__Stated problem__. Copy out all the lines where "styles" shows up.

__Provided material__.
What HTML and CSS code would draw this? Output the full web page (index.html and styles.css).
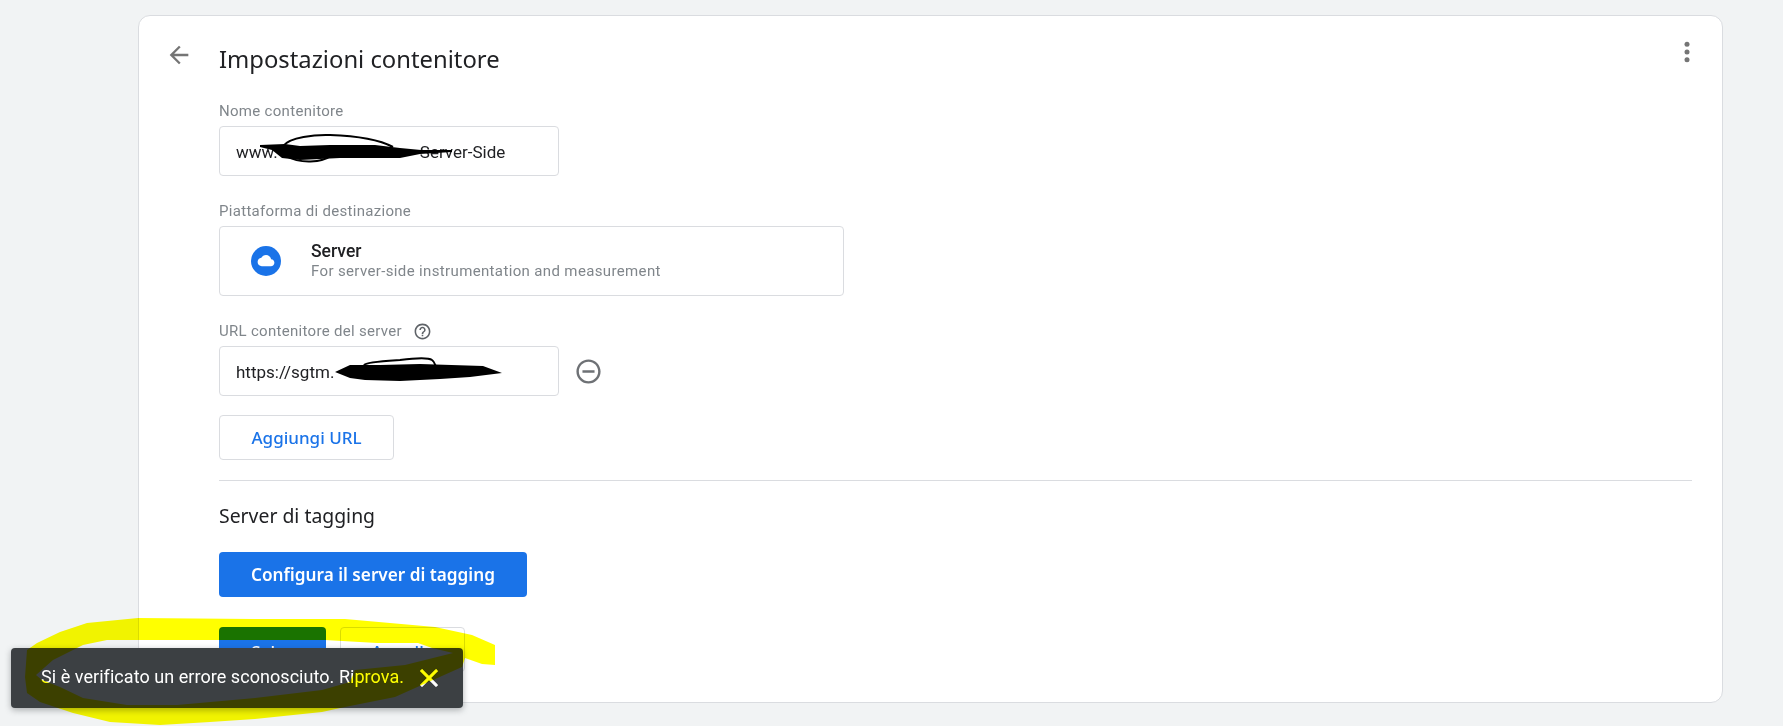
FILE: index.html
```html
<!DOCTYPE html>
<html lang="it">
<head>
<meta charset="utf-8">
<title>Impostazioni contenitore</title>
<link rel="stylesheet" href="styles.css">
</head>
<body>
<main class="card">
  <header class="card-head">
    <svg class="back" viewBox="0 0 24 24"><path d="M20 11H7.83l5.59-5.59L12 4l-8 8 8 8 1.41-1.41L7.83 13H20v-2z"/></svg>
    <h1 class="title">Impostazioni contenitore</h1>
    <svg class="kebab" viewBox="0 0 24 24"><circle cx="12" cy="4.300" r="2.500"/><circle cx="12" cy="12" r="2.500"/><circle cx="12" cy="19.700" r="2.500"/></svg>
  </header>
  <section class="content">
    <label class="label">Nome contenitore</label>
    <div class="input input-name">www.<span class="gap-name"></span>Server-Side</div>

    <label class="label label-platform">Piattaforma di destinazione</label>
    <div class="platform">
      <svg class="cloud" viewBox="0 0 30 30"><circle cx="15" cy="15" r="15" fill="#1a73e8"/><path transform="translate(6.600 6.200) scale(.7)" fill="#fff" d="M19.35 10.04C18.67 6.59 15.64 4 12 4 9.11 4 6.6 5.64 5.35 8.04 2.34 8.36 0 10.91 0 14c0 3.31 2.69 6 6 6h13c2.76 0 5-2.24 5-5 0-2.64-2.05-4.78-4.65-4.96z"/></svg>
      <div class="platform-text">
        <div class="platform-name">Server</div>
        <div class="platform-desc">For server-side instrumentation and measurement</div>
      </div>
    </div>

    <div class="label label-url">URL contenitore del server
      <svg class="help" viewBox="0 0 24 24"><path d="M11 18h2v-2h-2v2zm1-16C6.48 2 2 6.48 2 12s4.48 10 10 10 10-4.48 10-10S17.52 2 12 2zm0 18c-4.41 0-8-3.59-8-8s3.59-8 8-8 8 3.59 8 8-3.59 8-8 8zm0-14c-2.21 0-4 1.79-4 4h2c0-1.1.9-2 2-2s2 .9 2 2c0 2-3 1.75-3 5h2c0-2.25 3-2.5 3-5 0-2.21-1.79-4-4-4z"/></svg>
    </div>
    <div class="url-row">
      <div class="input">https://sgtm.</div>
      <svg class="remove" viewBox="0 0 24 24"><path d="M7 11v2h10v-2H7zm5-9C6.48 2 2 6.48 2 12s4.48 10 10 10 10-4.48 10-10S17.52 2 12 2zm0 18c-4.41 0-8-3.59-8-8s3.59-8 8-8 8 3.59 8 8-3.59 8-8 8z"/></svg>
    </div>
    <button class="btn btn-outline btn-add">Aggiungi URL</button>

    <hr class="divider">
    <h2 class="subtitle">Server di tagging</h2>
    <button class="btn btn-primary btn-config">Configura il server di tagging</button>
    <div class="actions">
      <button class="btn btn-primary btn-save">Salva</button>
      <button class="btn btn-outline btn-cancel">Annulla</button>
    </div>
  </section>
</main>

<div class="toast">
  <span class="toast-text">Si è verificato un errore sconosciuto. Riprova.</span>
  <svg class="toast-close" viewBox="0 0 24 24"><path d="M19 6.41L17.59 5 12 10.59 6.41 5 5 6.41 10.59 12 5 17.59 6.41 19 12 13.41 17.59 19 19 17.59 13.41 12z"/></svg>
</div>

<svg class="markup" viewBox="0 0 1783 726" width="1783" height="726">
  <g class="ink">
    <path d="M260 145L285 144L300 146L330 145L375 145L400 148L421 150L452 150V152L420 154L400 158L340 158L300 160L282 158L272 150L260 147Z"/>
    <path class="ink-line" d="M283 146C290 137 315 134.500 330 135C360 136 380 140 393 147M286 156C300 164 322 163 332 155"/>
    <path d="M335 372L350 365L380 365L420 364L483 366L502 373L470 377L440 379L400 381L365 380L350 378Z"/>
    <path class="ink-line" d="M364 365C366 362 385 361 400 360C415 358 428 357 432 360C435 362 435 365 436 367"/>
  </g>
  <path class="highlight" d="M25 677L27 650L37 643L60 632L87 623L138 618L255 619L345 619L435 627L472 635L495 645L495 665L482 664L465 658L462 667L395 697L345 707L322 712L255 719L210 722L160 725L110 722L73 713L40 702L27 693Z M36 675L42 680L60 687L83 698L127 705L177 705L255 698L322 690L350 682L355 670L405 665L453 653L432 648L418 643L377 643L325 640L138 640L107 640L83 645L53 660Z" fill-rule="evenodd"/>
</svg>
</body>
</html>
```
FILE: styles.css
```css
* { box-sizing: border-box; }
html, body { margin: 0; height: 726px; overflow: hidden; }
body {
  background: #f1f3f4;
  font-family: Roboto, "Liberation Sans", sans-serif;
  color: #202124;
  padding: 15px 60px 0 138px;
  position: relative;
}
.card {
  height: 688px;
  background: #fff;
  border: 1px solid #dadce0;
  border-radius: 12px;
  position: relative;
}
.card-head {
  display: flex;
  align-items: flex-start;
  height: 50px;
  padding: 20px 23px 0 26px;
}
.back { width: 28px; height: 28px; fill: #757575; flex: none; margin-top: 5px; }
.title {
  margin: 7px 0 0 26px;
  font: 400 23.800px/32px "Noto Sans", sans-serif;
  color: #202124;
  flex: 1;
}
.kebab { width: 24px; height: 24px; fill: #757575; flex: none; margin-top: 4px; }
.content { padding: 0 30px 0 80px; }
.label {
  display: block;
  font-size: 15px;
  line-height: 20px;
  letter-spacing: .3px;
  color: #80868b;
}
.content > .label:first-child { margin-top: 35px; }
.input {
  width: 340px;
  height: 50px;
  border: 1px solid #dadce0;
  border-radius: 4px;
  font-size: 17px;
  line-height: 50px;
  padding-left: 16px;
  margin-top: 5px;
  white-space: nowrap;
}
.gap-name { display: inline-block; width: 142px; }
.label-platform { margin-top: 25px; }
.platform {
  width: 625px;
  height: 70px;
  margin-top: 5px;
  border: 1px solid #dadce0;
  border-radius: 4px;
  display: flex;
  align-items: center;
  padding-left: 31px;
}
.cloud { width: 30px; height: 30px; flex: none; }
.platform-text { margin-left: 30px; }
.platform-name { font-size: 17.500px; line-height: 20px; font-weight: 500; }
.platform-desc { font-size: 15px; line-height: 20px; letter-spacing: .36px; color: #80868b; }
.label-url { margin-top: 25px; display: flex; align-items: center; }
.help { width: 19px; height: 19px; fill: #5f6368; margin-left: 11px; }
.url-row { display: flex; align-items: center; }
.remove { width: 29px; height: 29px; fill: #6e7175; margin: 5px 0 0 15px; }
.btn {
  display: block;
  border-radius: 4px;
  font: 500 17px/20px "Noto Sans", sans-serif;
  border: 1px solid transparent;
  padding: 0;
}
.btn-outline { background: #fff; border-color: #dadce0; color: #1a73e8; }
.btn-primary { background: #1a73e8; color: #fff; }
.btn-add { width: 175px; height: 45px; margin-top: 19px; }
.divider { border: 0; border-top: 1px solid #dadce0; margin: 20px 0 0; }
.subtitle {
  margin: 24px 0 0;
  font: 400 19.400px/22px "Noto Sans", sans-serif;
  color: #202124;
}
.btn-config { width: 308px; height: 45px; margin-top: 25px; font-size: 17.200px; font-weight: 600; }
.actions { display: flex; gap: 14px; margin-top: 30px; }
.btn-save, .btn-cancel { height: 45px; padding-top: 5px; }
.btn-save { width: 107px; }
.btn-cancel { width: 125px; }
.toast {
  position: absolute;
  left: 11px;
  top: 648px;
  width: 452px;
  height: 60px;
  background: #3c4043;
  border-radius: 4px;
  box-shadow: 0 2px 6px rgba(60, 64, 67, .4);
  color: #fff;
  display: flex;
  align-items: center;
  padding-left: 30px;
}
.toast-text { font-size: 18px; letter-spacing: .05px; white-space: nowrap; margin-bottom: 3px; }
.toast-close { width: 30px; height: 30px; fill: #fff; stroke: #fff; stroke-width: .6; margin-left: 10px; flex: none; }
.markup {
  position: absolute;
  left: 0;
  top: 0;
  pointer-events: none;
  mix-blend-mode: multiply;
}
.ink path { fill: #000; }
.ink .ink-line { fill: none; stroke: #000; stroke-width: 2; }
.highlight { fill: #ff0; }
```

__Solution to the problem__.
What HTML and CSS code would draw this? Output the full web page (index.html and styles.css).
<link rel="stylesheet" href="styles.css">
FILE: styles.css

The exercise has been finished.